**Data excerpts**
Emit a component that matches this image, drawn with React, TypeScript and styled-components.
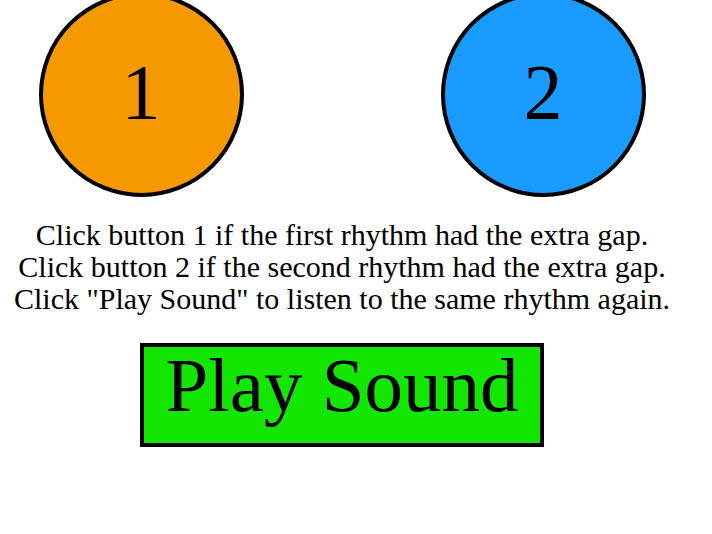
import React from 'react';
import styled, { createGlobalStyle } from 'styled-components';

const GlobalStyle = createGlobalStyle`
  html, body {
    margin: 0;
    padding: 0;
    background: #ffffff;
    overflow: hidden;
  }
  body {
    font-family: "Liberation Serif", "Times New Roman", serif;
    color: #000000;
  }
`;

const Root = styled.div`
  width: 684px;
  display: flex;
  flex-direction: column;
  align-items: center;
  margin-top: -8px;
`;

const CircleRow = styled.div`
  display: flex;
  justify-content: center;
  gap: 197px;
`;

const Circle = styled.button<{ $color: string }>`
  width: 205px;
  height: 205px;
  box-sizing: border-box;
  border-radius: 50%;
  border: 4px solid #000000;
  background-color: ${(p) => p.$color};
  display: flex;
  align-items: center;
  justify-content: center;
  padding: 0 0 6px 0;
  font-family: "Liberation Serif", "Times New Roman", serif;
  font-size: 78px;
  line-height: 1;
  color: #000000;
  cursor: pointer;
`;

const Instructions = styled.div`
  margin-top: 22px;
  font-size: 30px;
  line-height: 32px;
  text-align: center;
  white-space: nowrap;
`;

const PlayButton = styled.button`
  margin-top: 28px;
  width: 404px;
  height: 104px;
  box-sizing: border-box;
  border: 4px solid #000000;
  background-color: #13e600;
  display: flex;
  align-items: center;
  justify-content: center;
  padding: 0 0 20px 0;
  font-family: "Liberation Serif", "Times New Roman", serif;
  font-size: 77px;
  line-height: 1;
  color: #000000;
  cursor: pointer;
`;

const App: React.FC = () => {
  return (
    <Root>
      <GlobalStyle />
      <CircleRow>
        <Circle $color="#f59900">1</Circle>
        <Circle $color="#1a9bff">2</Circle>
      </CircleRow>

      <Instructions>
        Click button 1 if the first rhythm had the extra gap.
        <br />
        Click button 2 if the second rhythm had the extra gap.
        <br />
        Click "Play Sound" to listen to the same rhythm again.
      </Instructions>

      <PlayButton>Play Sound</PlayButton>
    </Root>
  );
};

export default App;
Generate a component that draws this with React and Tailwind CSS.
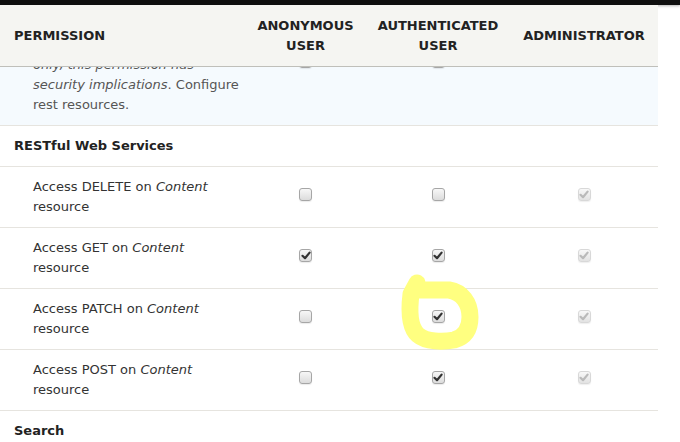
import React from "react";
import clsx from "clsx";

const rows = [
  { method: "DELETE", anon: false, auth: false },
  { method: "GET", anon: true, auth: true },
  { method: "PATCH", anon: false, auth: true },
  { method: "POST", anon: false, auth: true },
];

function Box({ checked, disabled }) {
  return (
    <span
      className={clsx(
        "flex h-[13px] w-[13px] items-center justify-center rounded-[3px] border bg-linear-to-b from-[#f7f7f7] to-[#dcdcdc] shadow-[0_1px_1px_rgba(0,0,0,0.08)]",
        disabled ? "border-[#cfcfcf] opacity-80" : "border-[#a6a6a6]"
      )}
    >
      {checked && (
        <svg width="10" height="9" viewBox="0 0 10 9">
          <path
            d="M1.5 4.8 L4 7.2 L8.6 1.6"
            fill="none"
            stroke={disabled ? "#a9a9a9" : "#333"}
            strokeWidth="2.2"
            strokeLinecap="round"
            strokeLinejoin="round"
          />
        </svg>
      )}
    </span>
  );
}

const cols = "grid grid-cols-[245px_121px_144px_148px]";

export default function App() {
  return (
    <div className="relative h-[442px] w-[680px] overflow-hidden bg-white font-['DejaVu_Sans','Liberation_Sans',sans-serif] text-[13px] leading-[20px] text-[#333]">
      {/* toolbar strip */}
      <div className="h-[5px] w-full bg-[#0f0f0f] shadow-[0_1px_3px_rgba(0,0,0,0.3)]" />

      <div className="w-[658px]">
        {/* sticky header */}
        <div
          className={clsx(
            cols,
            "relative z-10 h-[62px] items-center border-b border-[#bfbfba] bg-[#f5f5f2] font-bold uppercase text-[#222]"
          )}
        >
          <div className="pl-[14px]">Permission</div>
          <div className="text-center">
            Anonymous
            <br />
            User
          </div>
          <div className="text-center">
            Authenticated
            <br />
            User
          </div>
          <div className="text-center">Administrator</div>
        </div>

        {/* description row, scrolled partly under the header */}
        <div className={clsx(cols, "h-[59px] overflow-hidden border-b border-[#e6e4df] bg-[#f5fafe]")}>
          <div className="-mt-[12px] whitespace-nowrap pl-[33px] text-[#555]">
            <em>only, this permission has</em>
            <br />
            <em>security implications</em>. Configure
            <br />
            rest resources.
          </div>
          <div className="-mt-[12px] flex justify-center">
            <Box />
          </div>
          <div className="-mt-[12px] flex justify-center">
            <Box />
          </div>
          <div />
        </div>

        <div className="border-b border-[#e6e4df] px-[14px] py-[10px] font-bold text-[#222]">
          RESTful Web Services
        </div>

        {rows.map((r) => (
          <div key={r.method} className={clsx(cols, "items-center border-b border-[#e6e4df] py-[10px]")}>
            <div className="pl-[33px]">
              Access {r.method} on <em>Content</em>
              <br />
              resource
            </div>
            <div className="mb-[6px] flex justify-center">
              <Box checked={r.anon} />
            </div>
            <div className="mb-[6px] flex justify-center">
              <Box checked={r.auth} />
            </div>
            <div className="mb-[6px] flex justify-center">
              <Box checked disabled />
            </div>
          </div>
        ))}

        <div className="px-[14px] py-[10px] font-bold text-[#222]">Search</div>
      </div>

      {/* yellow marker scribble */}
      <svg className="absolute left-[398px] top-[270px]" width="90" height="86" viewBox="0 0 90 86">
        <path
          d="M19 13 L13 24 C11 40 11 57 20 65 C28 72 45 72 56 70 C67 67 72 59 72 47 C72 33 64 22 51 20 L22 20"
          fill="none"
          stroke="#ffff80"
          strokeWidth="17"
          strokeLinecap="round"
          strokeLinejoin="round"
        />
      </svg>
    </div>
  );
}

**To do**
Copy the records above exactly. The pictures are not part of the copy.

**Worked answer**
Emit a component that matches this image, drawn with React, TypeScript and styled-components.
import React from 'react';
import styled, { createGlobalStyle } from 'styled-components';

const GlobalStyle = createGlobalStyle`
  html, body {
    margin: 0;
    padding: 0;
    background: #ffffff;
    overflow: hidden;
  }
  body {
    font-family: "Liberation Serif", "Times New Roman", serif;
    color: #000000;
  }
`;

const Root = styled.div`
  width: 684px;
  display: flex;
  flex-direction: column;
  align-items: center;
  margin-top: -8px;
`;

const CircleRow = styled.div`
  display: flex;
  justify-content: center;
  gap: 197px;
`;

const Circle = styled.button<{ $color: string }>`
  width: 205px;
  height: 205px;
  box-sizing: border-box;
  border-radius: 50%;
  border: 4px solid #000000;
  background-color: ${(p) => p.$color};
  display: flex;
  align-items: center;
  justify-content: center;
  padding: 0 0 6px 0;
  font-family: "Liberation Serif", "Times New Roman", serif;
  font-size: 78px;
  line-height: 1;
  color: #000000;
  cursor: pointer;
`;

const Instructions = styled.div`
  margin-top: 22px;
  font-size: 30px;
  line-height: 32px;
  text-align: center;
  white-space: nowrap;
`;

const PlayButton = styled.button`
  margin-top: 28px;
  width: 404px;
  height: 104px;
  box-sizing: border-box;
  border: 4px solid #000000;
  background-color: #13e600;
  display: flex;
  align-items: center;
  justify-content: center;
  padding: 0 0 20px 0;
  font-family: "Liberation Serif", "Times New Roman", serif;
  font-size: 77px;
  line-height: 1;
  color: #000000;
  cursor: pointer;
`;

const App: React.FC = () => {
  return (
    <Root>
      <GlobalStyle />
      <CircleRow>
        <Circle $color="#f59900">1</Circle>
        <Circle $color="#1a9bff">2</Circle>
      </CircleRow>

      <Instructions>
        Click button 1 if the first rhythm had the extra gap.
        <br />
        Click button 2 if the second rhythm had the extra gap.
        <br />
        Click "Play Sound" to listen to the same rhythm again.
      </Instructions>

      <PlayButton>Play Sound</PlayButton>
    </Root>
  );
};

export default App;
Generate a component that draws this with React and Tailwind CSS.
import React from "react";
import clsx from "clsx";

const rows = [
  { method: "DELETE", anon: false, auth: false },
  { method: "GET", anon: true, auth: true },
  { method: "PATCH", anon: false, auth: true },
  { method: "POST", anon: false, auth: true },
];

function Box({ checked, disabled }) {
  return (
    <span
      className={clsx(
        "flex h-[13px] w-[13px] items-center justify-center rounded-[3px] border bg-linear-to-b from-[#f7f7f7] to-[#dcdcdc] shadow-[0_1px_1px_rgba(0,0,0,0.08)]",
        disabled ? "border-[#cfcfcf] opacity-80" : "border-[#a6a6a6]"
      )}
    >
      {checked && (
        <svg width="10" height="9" viewBox="0 0 10 9">
          <path
            d="M1.5 4.8 L4 7.2 L8.6 1.6"
            fill="none"
            stroke={disabled ? "#a9a9a9" : "#333"}
            strokeWidth="2.2"
            strokeLinecap="round"
            strokeLinejoin="round"
          />
        </svg>
      )}
    </span>
  );
}

const cols = "grid grid-cols-[245px_121px_144px_148px]";

export default function App() {
  return (
    <div className="relative h-[442px] w-[680px] overflow-hidden bg-white font-['DejaVu_Sans','Liberation_Sans',sans-serif] text-[13px] leading-[20px] text-[#333]">
      {/* toolbar strip */}
      <div className="h-[5px] w-full bg-[#0f0f0f] shadow-[0_1px_3px_rgba(0,0,0,0.3)]" />

      <div className="w-[658px]">
        {/* sticky header */}
        <div
          className={clsx(
            cols,
            "relative z-10 h-[62px] items-center border-b border-[#bfbfba] bg-[#f5f5f2] font-bold uppercase text-[#222]"
          )}
        >
          <div className="pl-[14px]">Permission</div>
          <div className="text-center">
            Anonymous
            <br />
            User
          </div>
          <div className="text-center">
            Authenticated
            <br />
            User
          </div>
          <div className="text-center">Administrator</div>
        </div>

        {/* description row, scrolled partly under the header */}
        <div className={clsx(cols, "h-[59px] overflow-hidden border-b border-[#e6e4df] bg-[#f5fafe]")}>
          <div className="-mt-[12px] whitespace-nowrap pl-[33px] text-[#555]">
            <em>only, this permission has</em>
            <br />
            <em>security implications</em>. Configure
            <br />
            rest resources.
          </div>
          <div className="-mt-[12px] flex justify-center">
            <Box />
          </div>
          <div className="-mt-[12px] flex justify-center">
            <Box />
          </div>
          <div />
        </div>

        <div className="border-b border-[#e6e4df] px-[14px] py-[10px] font-bold text-[#222]">
          RESTful Web Services
        </div>

        {rows.map((r) => (
          <div key={r.method} className={clsx(cols, "items-center border-b border-[#e6e4df] py-[10px]")}>
            <div className="pl-[33px]">
              Access {r.method} on <em>Content</em>
              <br />
              resource
            </div>
            <div className="mb-[6px] flex justify-center">
              <Box checked={r.anon} />
            </div>
            <div className="mb-[6px] flex justify-center">
              <Box checked={r.auth} />
            </div>
            <div className="mb-[6px] flex justify-center">
              <Box checked disabled />
            </div>
          </div>
        ))}

        <div className="px-[14px] py-[10px] font-bold text-[#222]">Search</div>
      </div>

      {/* yellow marker scribble */}
      <svg className="absolute left-[398px] top-[270px]" width="90" height="86" viewBox="0 0 90 86">
        <path
          d="M19 13 L13 24 C11 40 11 57 20 65 C28 72 45 72 56 70 C67 67 72 59 72 47 C72 33 64 22 51 20 L22 20"
          fill="none"
          stroke="#ffff80"
          strokeWidth="17"
          strokeLinecap="round"
          strokeLinejoin="round"
        />
      </svg>
    </div>
  );
}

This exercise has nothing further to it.